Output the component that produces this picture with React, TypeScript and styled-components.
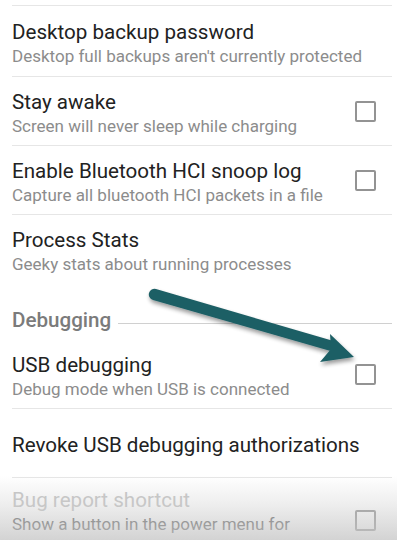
import React from "react";
import styled, { createGlobalStyle } from "styled-components";

const Global = createGlobalStyle`
  html, body { margin: 0; padding: 0; background: #ffffff; }
  body { font-family: Roboto, "Noto Sans", "Liberation Sans", sans-serif; -webkit-font-smoothing: antialiased; }
`;

const Screen = styled.div`
  position: relative;
  width: 397px;
  height: 540px;
  overflow: hidden;
  background: #ffffff;
  padding-top: 5px;
  box-sizing: border-box;
`;

const List = styled.div`
  display: flex;
  flex-direction: column;
  padding: 0 5px 0 12px;
`;

const Row = styled.div<{ $h: number; $divider?: boolean }>`
  display: flex;
  align-items: center;
  flex: none;
  height: ${(p) => p.$h}px;
  border-top: ${(p) => (p.$divider ? "1px solid #e6e6e6" : "1px solid transparent")};
  box-sizing: border-box;
`;

const Texts = styled.div`
  flex: 1;
  display: flex;
  flex-direction: column;
  min-width: 0;
  padding-top: 4px;
`;

const Title = styled.div<{ $disabled?: boolean }>`
  font-size: 20.6px;
  line-height: 24px;
  color: ${(p) => (p.$disabled ? "#c4c4c4" : "#222222")};
  white-space: nowrap;
`;

const Summary = styled.div<{ $dark?: boolean; $first?: boolean }>`
  font-size: 17px;
  line-height: 22px;
  margin-top: ${(p) => (p.$first ? "1px" : "0")};
  color: ${(p) => (p.$dark ? "#5a5a5a" : "#8c8c8c")};
  white-space: nowrap;
`;

const Check = styled.div`
  width: 17px;
  height: 17px;
  border: 2px solid #939393;
  border-radius: 2px;
  margin-right: 16px;
  flex: none;
`;

const Header = styled.div`
  display: flex;
  align-items: flex-end;
  flex: none;
  height: 56px;
  padding-bottom: 7px;
  box-sizing: border-box;
  gap: 7px;
`;

const HeaderText = styled.div`
  font-size: 20.6px;
  font-weight: 500;
  line-height: 24px;
  color: #7b7b7b;
`;

const HeaderLine = styled.div`
  flex: 1;
  height: 1px;
  background: #d0d0d0;
  margin-bottom: 8px;
`;

const BottomShade = styled.div`
  position: absolute;
  left: 0;
  right: 0;
  bottom: 0;
  height: 64px;
  background: linear-gradient(to bottom, rgba(205,205,205,0) 0%, rgba(205,205,205,0.35) 45%, rgba(200,200,200,0.8) 100%);
  pointer-events: none;
`;

const ArrowSvg = styled.svg`
  position: absolute;
  left: 0;
  top: 0;
  pointer-events: none;
`;

const Arrow = () => (
  <ArrowSvg width="397" height="540" viewBox="0 0 397 540">
    <defs>
      <filter id="sh" x="-20%" y="-20%" width="140%" height="140%">
        <feGaussianBlur in="SourceAlpha" stdDeviation="2" />
        <feOffset dx="1" dy="3" result="b" />
        <feComponentTransfer>
          <feFuncA type="linear" slope="0.4" />
        </feComponentTransfer>
        <feMerge>
          <feMergeNode />
          <feMergeNode in="SourceGraphic" />
        </feMerge>
      </filter>
    </defs>
    <g filter="url(#sh)" fill="#1f5f65">
      <path d="M156 289 L337 342 L334 352 L153 300 A5.6 5.6 0 0 1 156 289 Z" />
      <path d="M330 334 L354 357 L320 362 L331 349 Z" />
    </g>
  </ArrowSvg>
);

export default function App() {
  return (
    <>
      <Global />
      <Screen>
        <List>
          <Row $h={71} $divider>
            <Texts>
              <Title>Desktop backup password</Title>
              <Summary $first>Desktop full backups aren't currently protected</Summary>
            </Texts>
          </Row>
          <Row $h={69} $divider>
            <Texts>
              <Title>Stay awake</Title>
              <Summary $first>Screen will never sleep while charging</Summary>
            </Texts>
            <Check />
          </Row>
          <Row $h={69} $divider>
            <Texts>
              <Title>Enable Bluetooth HCI snoop log</Title>
              <Summary $first>Capture all bluetooth HCI packets in a file</Summary>
            </Texts>
            <Check />
          </Row>
          <Row $h={69} $divider>
            <Texts>
              <Title>Process Stats</Title>
              <Summary $first>Geeky stats about running processes</Summary>
            </Texts>
          </Row>
          <Header>
            <HeaderText>Debugging</HeaderText>
            <HeaderLine />
          </Header>
          <Row $h={69}>
            <Texts>
              <Title>USB debugging</Title>
              <Summary $first>Debug mode when USB is connected</Summary>
            </Texts>
            <Check />
          </Row>
          <Row $h={69} $divider>
            <Texts>
              <Title>Revoke USB debugging authorizations</Title>
            </Texts>
          </Row>
          <Row $h={86} $divider>
            <Texts>
              <Title $disabled>Bug report shortcut</Title>
              <Summary $dark $first>Show a button in the power menu for</Summary>
              <Summary $dark>taking a bug report</Summary>
            </Texts>
            <Check />
          </Row>
        </List>
        <BottomShade />
        <Arrow />
      </Screen>
    </>
  );
}
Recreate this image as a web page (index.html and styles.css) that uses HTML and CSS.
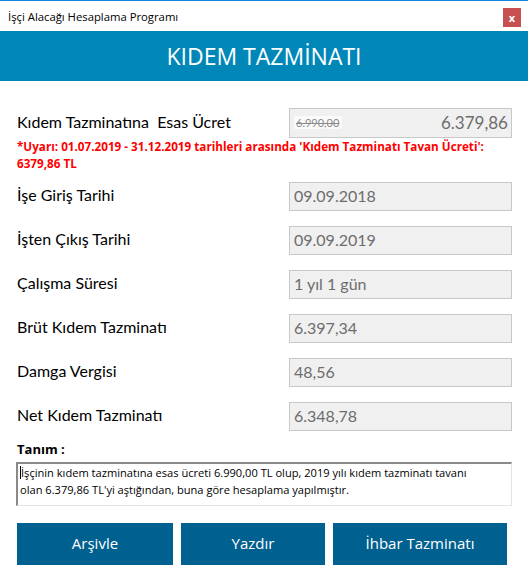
FILE: index.html
```html
<!DOCTYPE html>
<html lang="tr">

<head>
  <meta charset="UTF-8">
  <meta name="viewport" content="width=device-width, initial-scale=1.0">
  <title>İşçi Alacağı Hesaplama Programı</title>
  <link rel="stylesheet" href="styles.css">
</head>

<body>
  <div class="window">
    <div class="titlebar">
      <span class="app-name">İşçi Alacağı Hesaplama Programı</span>
      <span class="close">x</span>
    </div>

    <div class="header">KIDEM TAZMİNATI</div>

    <div class="form">
      <div class="row first">
        <div class="label">Kıdem Tazminatına&nbsp; Esas Ücret</div>
        <div class="field split">
          <span class="old">6.990,00</span>
          <span class="big">6.379,86</span>
        </div>
      </div>
      <p class="warning">*Uyarı: 01.07.2019 - 31.12.2019 tarihleri arasında 'Kıdem Tazminatı Tavan Ücreti':<br>6379,86 TL</p>

      <div class="row">
        <div class="label">İşe Giriş Tarihi</div>
        <div class="field">09.09.2018</div>
      </div>
      <div class="row">
        <div class="label">İşten Çıkış Tarihi</div>
        <div class="field">09.09.2019</div>
      </div>
      <div class="row">
        <div class="label">Çalışma Süresi</div>
        <div class="field">1 yıl 1 gün</div>
      </div>
      <div class="row">
        <div class="label">Brüt Kıdem Tazminatı</div>
        <div class="field">6.397,34</div>
      </div>
      <div class="row">
        <div class="label">Damga Vergisi</div>
        <div class="field">48,56</div>
      </div>
      <div class="row last">
        <div class="label">Net Kıdem Tazminatı</div>
        <div class="field">6.348,78</div>
      </div>

      <div class="desc-title">Tanım :</div>
      <div class="desc"><span class="caret"></span>İşçinin kıdem tazminatına esas ücreti 6.990,00 TL olup, 2019 yılı kıdem tazminatı tavanı olan 6.379,86 TL'yi aştığından, buna göre hesaplama yapılmıştır.</div>

      <div class="buttons">
        <a href="javascript:void(0);" class="btn">Arşivle</a>
        <a href="javascript:void(0);" class="btn">Yazdır</a>
        <a href="javascript:void(0);" class="btn">İhbar Tazminatı</a>
      </div>
    </div>
  </div>
</body>

</html>
```

FILE: styles.css
```css
body {
  margin: 0;
  background: #fff;
  font-family: "Open Sans", sans-serif;
}

.window {
  width: 528px;
  height: 577px;
  border-top: 1px solid #1883d7;
  box-sizing: border-box;
}

/* başlık çubuğu */
.titlebar {
  height: 30px;
  display: flex;
  align-items: center;
  justify-content: space-between;
  padding: 0 7px 0 8px;
}

.app-name {
  font-size: 11.3px;
  color: #000;
}

.close {
  width: 18px;
  height: 19px;
  margin-top: 2px;
  background: #c75050;
  color: #fff;
  font-size: 11px;
  font-weight: 700;
  display: flex;
  align-items: center;
  justify-content: center;
  line-height: 1;
}

.header {
  height: 50px;
  background: #0087b8;
  color: #fff;
  display: flex;
  align-items: center;
  justify-content: center;
  font-size: 23px;
}

.form {
  padding: 27px 16px 0 17px;
}

.row {
  display: grid;
  grid-template-columns: 272px 223px;
  align-items: center;
  height: 29px;
  margin-bottom: 15px;
}

.row.first {
  height: 30px;
  margin-bottom: 0;
}

.row.last {
  margin-bottom: 0;
}

.label {
  font-family: Lato, sans-serif;
  font-size: 16px;
  line-height: 1;
  padding-bottom: 3px;
  color: #000;
}

.field {
  height: 100%;
  box-sizing: border-box;
  background: #f0f0f0;
  border: 1px solid #c8c8c8;
  padding: 0 4px 2px;
  display: flex;
  align-items: center;
  font-family: Lato, sans-serif;
  font-size: 16px;
  color: #6d6d6d;
}

.field.split {
  justify-content: space-between;
  padding: 0 3px 1px 4px;
}

.old {
  background: #fafafa;
  font-size: 11px;
  color: #8a8a8a;
  text-decoration: line-through;
  padding: 0 3px 0 2px;
  line-height: 13px;
}

.big {
  font-size: 17px;
}

.warning {
  margin: 0 0 10px;
  color: #ff0000;
  font-weight: 700;
  font-size: 11.7px;
  line-height: 17px;
}

.desc-title {
  margin-top: 10px;
  font-weight: 700;
  font-size: 13px;
  line-height: 16px;
  color: #000;
}

.desc {
  margin: 5px 0 0 -1px;
  width: 496px;
  height: 44px;
  box-sizing: border-box;
  border-top: 2px solid #8a8a8a;
  border-left: 2px solid #8a8a8a;
  border-right: 1px solid #e3e3e3;
  border-bottom: 1px solid #e3e3e3;
  padding: 0 28px 0 2px;
  font-size: 11.1px;
  line-height: 17px;
  color: #000;
}

.caret {
  display: inline-block;
  width: 1px;
  height: 13px;
  background: #000;
  vertical-align: -2px;
}

.buttons {
  display: grid;
  grid-template-columns: 156px 144px 174px;
  column-gap: 8px;
  margin-top: 17px;
}

.btn {
  height: 42px;
  padding-bottom: 2px;
  box-sizing: border-box;
  background: #00608f;
  color: #fff;
  text-decoration: none;
  display: flex;
  align-items: center;
  justify-content: center;
  font-size: 15px;
}
```
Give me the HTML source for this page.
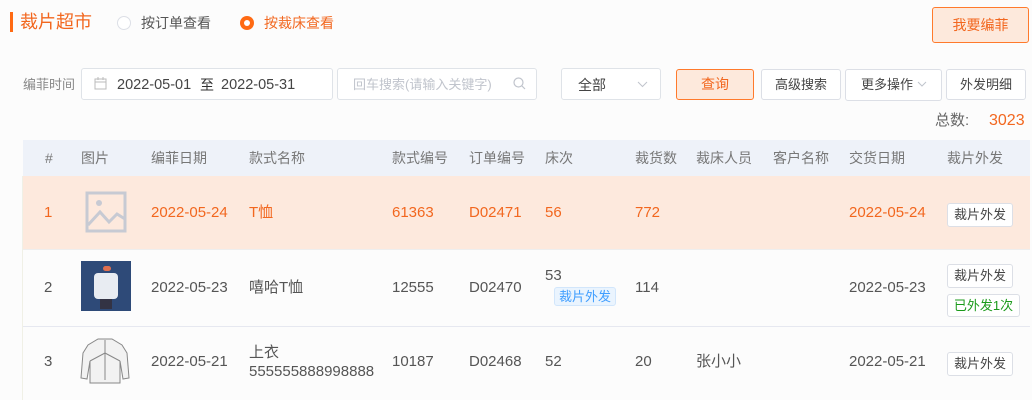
<!DOCTYPE html>
<html><head><meta charset="utf-8"><style>
*{box-sizing:border-box;margin:0;padding:0}
body{width:1032px;height:400px;overflow:hidden;background:#fcfcfc;font-family:"Liberation Sans","Noto Sans CJK SC",sans-serif;font-size:14px;color:#555;position:relative}
.a{position:absolute;white-space:nowrap}
.d{font-size:15px}
.box{position:absolute;border:1px solid #dfe3e8;border-radius:3px;background:#fff}
.btn{position:absolute;border:1px solid #dcdfe6;border-radius:3px;background:#fff;text-align:center;font-size:13px;color:#444}
.o{color:#f2671f}
.th{position:absolute;top:140px;height:36px;line-height:36px;color:#777;font-size:14px}
</style></head><body>
<div class="a" style="left:10px;top:12px;width:3px;height:20px;background:#ff6a13"></div>
<div class="a o" style="left:20px;top:9px;font-size:18px;line-height:26px">裁片超市</div>
<div class="a" style="left:117px;top:16px;width:14px;height:14px;border:1px solid #dcdfe6;border-radius:50%;background:#fff"></div>
<div class="a" style="left:141px;top:13px;line-height:20px;color:#555">按订单查看</div>
<div class="a" style="left:240px;top:16px;width:14px;height:14px;border-radius:50%;background:#ff6a13"><div style="margin:4px;width:6px;height:6px;background:#fff;border-radius:50%"></div></div>
<div class="a o" style="left:264px;top:13px;line-height:20px">按裁床查看</div>
<div class="btn" style="left:932px;top:7px;width:97px;height:36px;line-height:34px;background:#fde9dc;border-color:#ff7a2c;color:#f2671f;font-size:14px">我要编菲</div>

<div class="a" style="left:23px;top:75px;line-height:20px;color:#888;font-size:13px">编菲时间</div>
<div class="box" style="left:81px;top:68px;width:252px;height:32px"></div>
<svg class="a" style="left:94px;top:77px" width="13" height="13" viewBox="0 0 13 13" fill="none" stroke="#bbb"><rect x="1" y="2" width="11" height="10"/><line x1="1" y1="5" x2="12" y2="5"/><line x1="4" y1="0" x2="4" y2="3"/><line x1="9" y1="0" x2="9" y2="3"/></svg>
<div class="a" style="left:117px;top:75px;line-height:20px;color:#444;font-size:14.5px">2022-05-01</div>
<div class="a" style="left:200px;top:75px;line-height:20px;color:#333">至</div>
<div class="a" style="left:221px;top:75px;line-height:20px;color:#444;font-size:14.5px">2022-05-31</div>
<div class="box" style="left:337px;top:68px;width:200px;height:32px"></div>
<div class="a" style="left:353px;top:75px;line-height:20px;color:#c0c4cc;font-size:13px">回车搜索(请输入关键字)</div>
<svg class="a" style="left:513px;top:77px" width="13" height="13" viewBox="0 0 13 13" fill="none" stroke="#c0c4cc" stroke-width="1.2"><circle cx="5.5" cy="5.5" r="4.5"/><line x1="9" y1="9" x2="12" y2="12"/></svg>
<div class="box" style="left:561px;top:68px;width:100px;height:32px"></div>
<div class="a" style="left:578px;top:75px;line-height:20px;color:#444">全部</div>
<svg class="a" style="left:637px;top:81px" width="11" height="7" viewBox="0 0 11 7" fill="none" stroke="#c0c4cc"><path d="M1 1l4.5 4.5L10 1"/></svg>
<div class="btn" style="left:676px;top:69px;width:78px;height:31px;line-height:29px;background:#fde9dc;border-color:#ff7a2c;color:#f2671f;font-size:14px">查询</div>
<div class="btn" style="left:761px;top:69px;width:80px;height:31px;line-height:29px">高级搜索</div>
<div class="btn" style="left:845px;top:69px;width:97px;height:32px;line-height:30px;text-align:left;padding-left:15px">更多操作</div>
<svg class="a" style="left:917px;top:81px" width="10" height="6" viewBox="0 0 10 6" fill="none" stroke="#c0c4cc"><path d="M1 1l4 4 4-4"/></svg>
<div class="btn" style="left:946px;top:69px;width:80px;height:31px;line-height:29px">外发明细</div>
<div class="a" style="left:935px;top:111px;line-height:20px;font-size:15px;color:#666">总数:</div>
<div class="a o" style="left:989px;top:111px;line-height:20px;font-size:16px">3023</div>

<div class="a" style="left:23px;top:140px;width:1007px;height:36px;background:#eef2f9"></div>
<div class="a" style="left:23px;top:176px;width:1007px;height:73px;background:#fde9dd"></div>
<div class="a" style="left:23px;top:249px;width:1007px;height:1px;background:#eee"></div>
<div class="a" style="left:23px;top:326px;width:1007px;height:1px;background:#e6e8f0"></div>
<div class="a" style="left:22px;top:176px;width:1px;height:224px;background:#f0f0e6"></div>

<div class="th" style="left:45px">#</div>
<div class="th" style="left:81px">图片</div>
<div class="th" style="left:151px">编菲日期</div>
<div class="th" style="left:249px">款式名称</div>
<div class="th" style="left:392px">款式编号</div>
<div class="th" style="left:469px">订单编号</div>
<div class="th" style="left:545px">床次</div>
<div class="th" style="left:635px">裁货数</div>
<div class="th" style="left:696px">裁床人员</div>
<div class="th" style="left:773px">客户名称</div>
<div class="th" style="left:849px">交货日期</div>
<div class="th" style="left:947px">裁片外发</div>

<div class="o d">
<div class="a" style="left:44px;top:203px;line-height:20px">1</div>
<div class="a" style="left:151px;top:203px;line-height:20px">2022-05-24</div>
<div class="a" style="left:249px;top:203px;line-height:20px">T恤</div>
<div class="a" style="left:392px;top:203px;line-height:20px">61363</div>
<div class="a" style="left:469px;top:203px;line-height:20px">D02471</div>
<div class="a" style="left:545px;top:203px;line-height:20px">56</div>
<div class="a" style="left:635px;top:203px;line-height:20px">772</div>
<div class="a" style="left:849px;top:203px;line-height:20px">2022-05-24</div>
</div>
<svg class="a" style="left:85px;top:191px" width="42" height="42" viewBox="0 0 42 42" fill="none" stroke="#c7cad3" stroke-width="3"><rect x="2" y="2" width="38" height="38"/><circle cx="14" cy="12" r="3" fill="#c7cad3" stroke="none"/><path d="M3 34l12-13 9 10 8-8 8 5"/></svg>
<div class="btn" style="left:947px;top:203px;width:66px;height:24px;line-height:22px">裁片外发</div>

<div class="d">
<div class="a" style="left:44px;top:278px;line-height:20px">2</div>
<div class="a" style="left:151px;top:278px;line-height:20px">2022-05-23</div>
<div class="a" style="left:249px;top:278px;line-height:20px">嘻哈T恤</div>
<div class="a" style="left:392px;top:278px;line-height:20px">12555</div>
<div class="a" style="left:469px;top:278px;line-height:20px">D02470</div>
<div class="a" style="left:545px;top:266px;line-height:20px">53</div>
<div class="a" style="left:635px;top:278px;line-height:20px">114</div>
<div class="a" style="left:849px;top:278px;line-height:20px">2022-05-23</div>
</div>
<div class="a" style="left:81px;top:261px;width:50px;height:50px;background:#2e4a78">
<div class="a" style="left:22px;top:5px;width:8px;height:5px;background:#e07050;border-radius:3px"></div>
<div class="a" style="left:13px;top:12px;width:24px;height:26px;background:#e8ecf2;border-radius:4px"></div>
<div class="a" style="left:19px;top:38px;width:12px;height:10px;background:#334"></div></div>
<div class="a" style="left:554px;top:287px;height:19px;line-height:17px;padding:0 4px;border:1px solid #d2e6fb;background:#eaf4fe;color:#409eff;border-radius:3px;font-size:13px">裁片外发</div>
<div class="btn" style="left:947px;top:264px;width:66px;height:24px;line-height:22px">裁片外发</div>
<div class="btn" style="left:947px;top:294px;width:73px;height:23px;line-height:21px;color:#1a9a1a">已外发1次</div>

<div class="d">
<div class="a" style="left:44px;top:352px;line-height:20px">3</div>
<div class="a" style="left:151px;top:352px;line-height:20px">2022-05-21</div>
<div class="a" style="left:249px;top:343px;line-height:19px">上衣<br>555555888998888</div>
<div class="a" style="left:392px;top:352px;line-height:20px">10187</div>
<div class="a" style="left:469px;top:352px;line-height:20px">D02468</div>
<div class="a" style="left:545px;top:352px;line-height:20px">52</div>
<div class="a" style="left:635px;top:352px;line-height:20px">20</div>
<div class="a" style="left:696px;top:352px;line-height:20px">张小小</div>
<div class="a" style="left:849px;top:352px;line-height:20px">2022-05-21</div>
</div>
<svg class="a" style="left:80px;top:336px" width="50" height="48" viewBox="0 0 50 48" fill="#f2f2f2" stroke="#888" stroke-width="1"><path d="M18 3h14l10 6 5 8 2 25-6 1-3-18v22H10V25l-3 18-6-1 2-25 5-8z"/><path d="M25 4v40M10 25l15-8 15 8"/></svg>
<div class="btn" style="left:947px;top:352px;width:66px;height:24px;line-height:22px">裁片外发</div>
</body></html>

+---+

Task to complete:
Find the word "React" and list each line it appears in.

Reply:
Output the component that produces this picture with React, TypeScript and styled-components.
import React from "react";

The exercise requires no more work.